Saturday, August 17, 2013

Test Driven Development

Test Driven Development is famous software development process which relies on the developer to write an automated test case before writing any piece of functional code. It emphasizes series of unit tests and re-factoring to provide a simple design.

   Everyone is accustomed to the general practice of software development which looks as below:
  • Design: Figure out how you're going to accomplish all the functionality.
  • Code: Type in the code that implements the design.
  • Test: Run the code a couple of times to see if it works, then hand it over to QA.

On the other hand Test Driven Development modifies this approach as below:
  • Test: Figure out what the next chunk of function is all about.
  • Code: Make it do that.
  • Design: Make it do that excellently.

As described above TDD completely inverts the accepted ordering of 'design-code-test'. So, from one view, TDD just puts the design after the test and the code. Refactoring is considered as pure design in TDD.

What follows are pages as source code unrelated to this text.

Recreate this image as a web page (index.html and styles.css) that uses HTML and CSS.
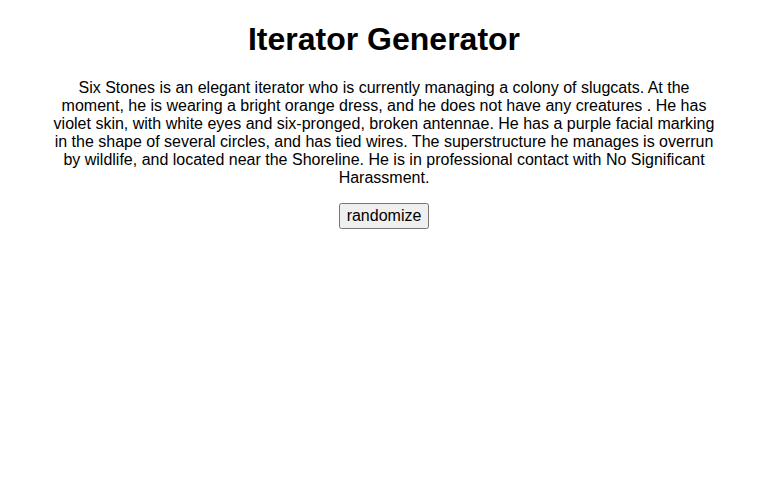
FILE: index.html
```html
<!DOCTYPE html>
<html lang="en">
<head>
    <meta charset="UTF-8">
    <meta name="viewport" content="width=device-width, initial-scale=1.0">
    <title>Iterator Generator</title>
    <link rel="stylesheet" href="styles.css">
</head>
<body>
    <div class="container">
        <h1 class="title">Iterator Generator</h1>
        <p id="description">Six Stones is an elegant iterator who is currently managing a colony of slugcats. At the moment, he is wearing a bright orange dress, and he does not have any creatures . He has violet skin, with white eyes and six-pronged, broken antennae. He has a purple facial marking in the shape of several circles, and has tied wires. The superstructure he manages is overrun by wildlife, and located near the Shoreline. He is in professional contact with No Significant Harassment.</p>
        <button id="randomize">randomize</button>
    </div>
</body>
</html>
```

FILE: styles.css
```css
body {
    font-family: 'Liberation Sans', Arial, sans-serif;
    margin: 8px;
    background: white;
    color: black;
}

.container {
    text-align: center;
}

.title {
    font-size: 2em;
    margin: 13px 0 21px;
}

#description {
    font-size: 16px;
    line-height: 18px;
    max-width: 664px;
    margin: 0 auto 16px;
}

#randomize {
    font-family: inherit;
    font-size: 16px;
    padding: 2px 6px;
}
```
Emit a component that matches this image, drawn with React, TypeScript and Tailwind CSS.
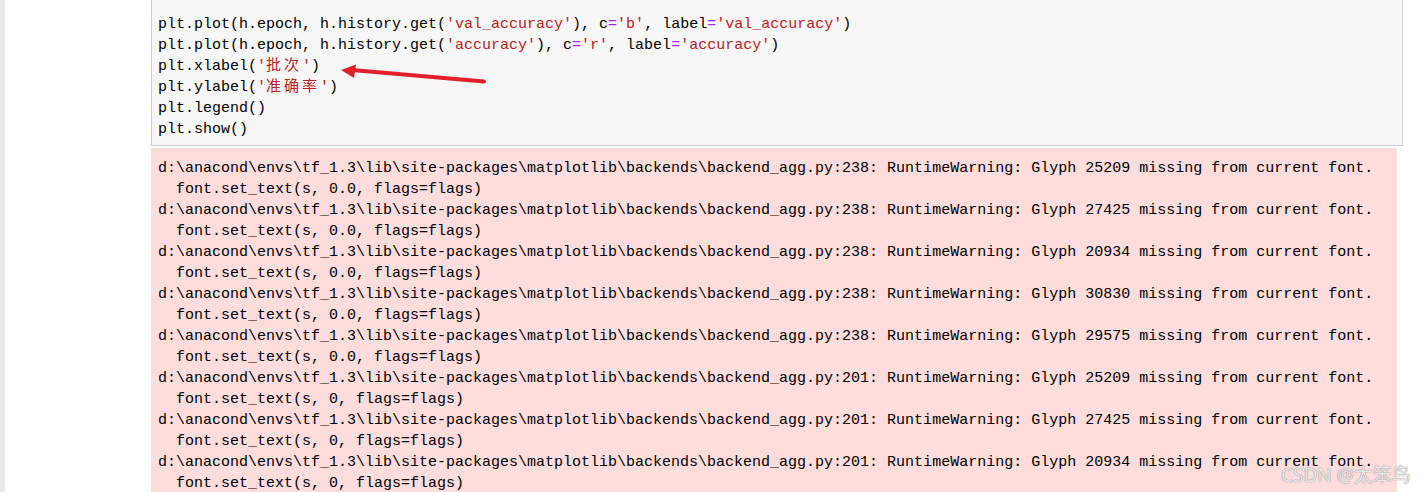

   In TDD world we are not allowed to figure out a complete or excellent design to get our test (and all existing tests) to pass, before we start coding it. Although there is sometimes a debate on whether there should be some kind of initial design phase were interfaces (along with methods signature) for the future classes needs to be defined. Further it is not allowed to reduce or skip the "refactor" step during the TDD development. Hence after each iteration of passing test, there should be refactoring done on the code which indirectly contributes to the design. Also once a test is written, TDD allows us to do either of the following during implementation to pass the test:
  1. Reuse some existing code
  2. Introduce meaningful new class(es) and method(s)
  3. Copy existing method(s) and change the copies
TDD helps in certain aspects of the integration, as the entire process a divided into a series of small steps. The more often we check in the code in version control system, and the smaller our changes are, the less likelihood of getting any 'merge conflicts' with others. Also every commit is a guaranteed fallback position, a piton in the rock that we can easily go back to if we slip and fall.

Below is the Red-Green-Refactor Rule for Test Driven Development:

REDWhen you write the test, you are designing the behavior you expect the code-under-test to perform.
GREENWhen you write the code to pass the test, you are designing the internal implementation of that behavior.
REFACTORYour micro-focus on getting to green probably 'un-designed' the code. When you refactor you are re-designing.




The Stepwise Premise for TDD goes as below:
   -  Can gigantic complex architectures really be created using nothing other than red-green-refactor?
   -  Consider these issues:
  • All large solutions don't just materialize out of nowhere; they are ultimately created in modest steps anyway.
  • Even if we have analysis and design phases for large-scale architectural features, we can still develop using TDD.
  • Considerable data is available to support the idea that complex global design processes frequently don't work.
  • TDD has a serious track record: it is being used all over the world to create complex systems.
Below are the commonly used TDD patterns:

Specify It
  • Essence First: What is the most basic functionality needed, not including anything fancy
  • Test First:       What exactly will we be testing? Capture that in the test method name.
  • Assert First:    What behavior would you like to check?  Writing the assert statement will lead us to produce the structure backwards by "backfilling the method" by declaring the objects and methods we need to create as well as the expected result of calling the new code.
Frame It
  • Frame First: Create whatever class(es), constructor(s) and method(s) are needed by our assert statement.
Evolve It
  • Do The Simplest Thing That Could Possibly Work: Focus on minimalism by asking oneself to program only what is absolutely necessary to pass a test.
  • Break It To Make It: Write a new test code that we know will fail because as our production code isn't capable of handling the new test.
  • Refactor Mercilessly: Make design improvements continuously, aggressively, mercilessly avoiding really bad code.
  • Test Driving:  In TDD, we don't want to stray too far from the Green Bar.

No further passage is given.